OC Metro Farm Countdown to Thanksgiving, Part II

Posted: November 25, 2015 in Urban farming
Tags: , , , , , , , ,

If you grow and raise most of your own Thanksgiving dinner, you have to start the preparation process earlier….  the squash has to be cooked and pureed.  The sweet potatoes have to be boiled before you can make the bread.  You have to make the cheese, the tomato sauce for the lasagna…. and you have to go catch the turkey.

We do not have space to raise a turkey on our small lot, but Amy’s Farm in Ontario, California, does.  They raise heritage breed turkeys, feed them organic feed from Modesto Milling (and various other FOODs turkeys like), raise them in open pens where they can act like turkeys, and then, let you come pick out your turkey.  Then, they walk you through butchering your own Thanksgiving main course.  The entire enterprise was our fellow urban farming neighbor’s plan, so early on Monday, we dragged ourselves onto the crazy SoCal freeways- the silly season has definitely started on the freeways, oh, the things people do in their cars!- and headed east to Ontario.

Amy’s Farm is surrounded by industrial dairy farms.  It is a rather sad and dramatic contrast.  The cows at these farms are packed together on brown ground and the smell is awful.  The animals at Amy’s Farm, by contrast, are healty looking, have space, and don’t stink.  The folks who showed up to participate in the prepare your own turkey enterpirse on Monday included a real estate agent with clients who wanted farm raised turkeys, a doctor originally from China, a young family who also urban farm and lack space to raise a turkey, a gent who has clearly done this before with his two young boys, and everything else in between. 

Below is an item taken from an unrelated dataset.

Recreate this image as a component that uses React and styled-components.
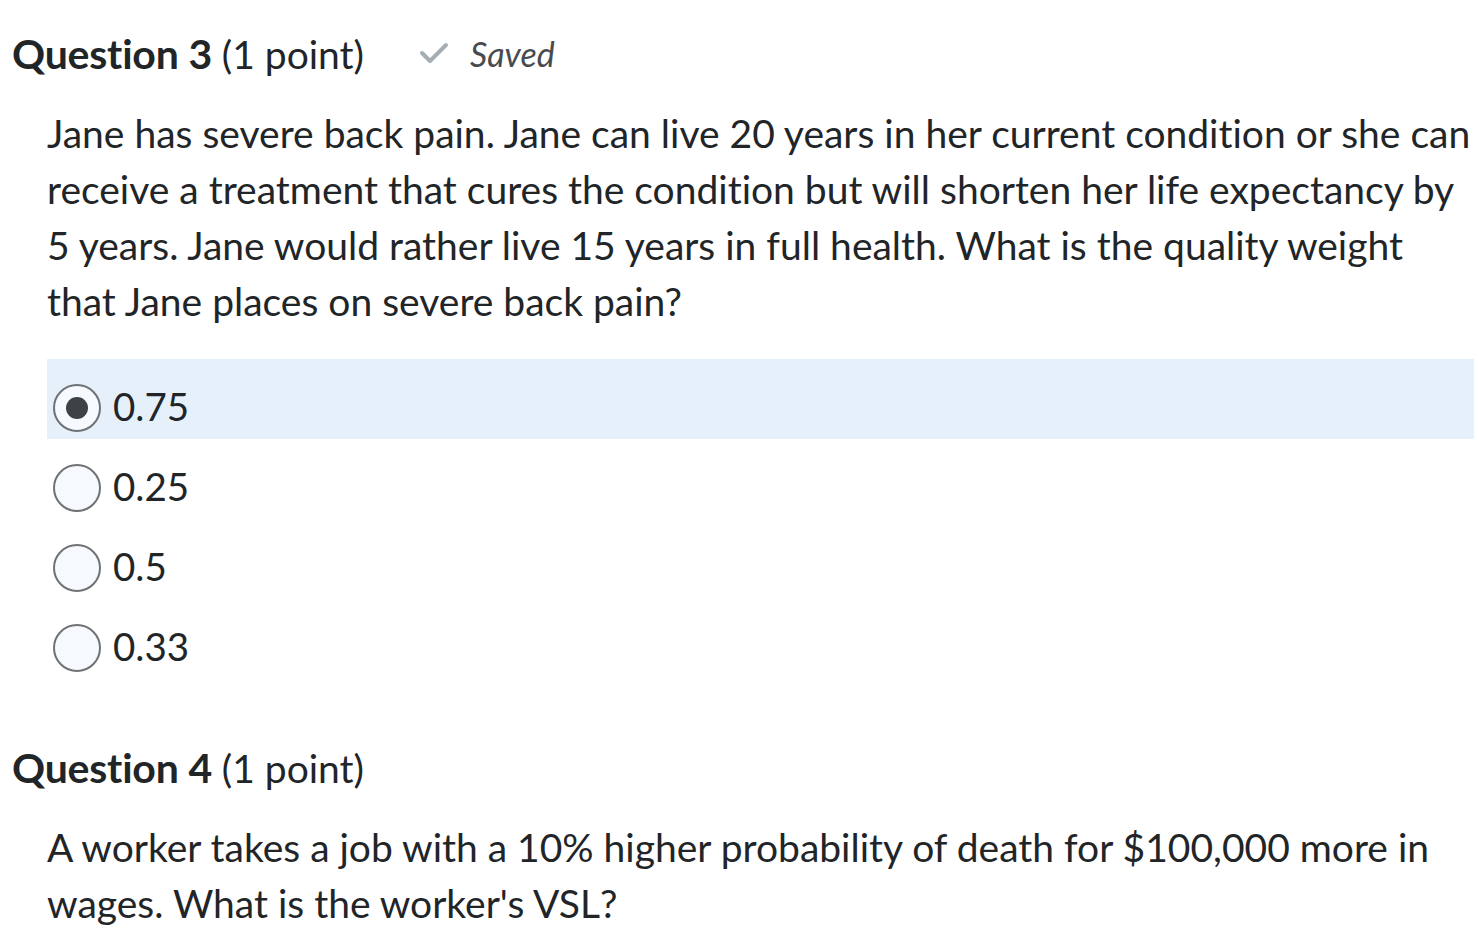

While generally calmer than their smaller fowl counterparts, the chicken and the quail, turkeys are far more impressive when they run away from your or fly over your head, gobbling madly.  Ken finally managed to snag one, one hand on the turkey’s neck, and one around the wings, all twisted up in a bad game of Turkey Twister.  The farm folk assisted with the actual killing of the turkey- it is a bit more dramatic than a chicken or quail as the turkey does not immediately expire.  Once beheaded, the turkey went into hot water to loosen feathers and then, into the plucker.  There was still manual plucking to be done.  Removing the innards of a turkey is much easier than removing the innards of a quail-go figure.  Cutting open the turkey, though, was a little tricky and one can see how easy it would be to hit the intestines and then, contaminate the turkey meat.  Hence the heavy flushing with bleach practiced by the poultry suppliers.  There was bleach on hand, just in case, but it was only ever used to clean the tables, as everyone was very careful.

By 11 A, we had a 15 pound turkey, ready for the oven.  We’d met some interesting people and learned a few things.  We packed our turkey in ice and headed back towards the beach.  On those crazy SoCal freeways.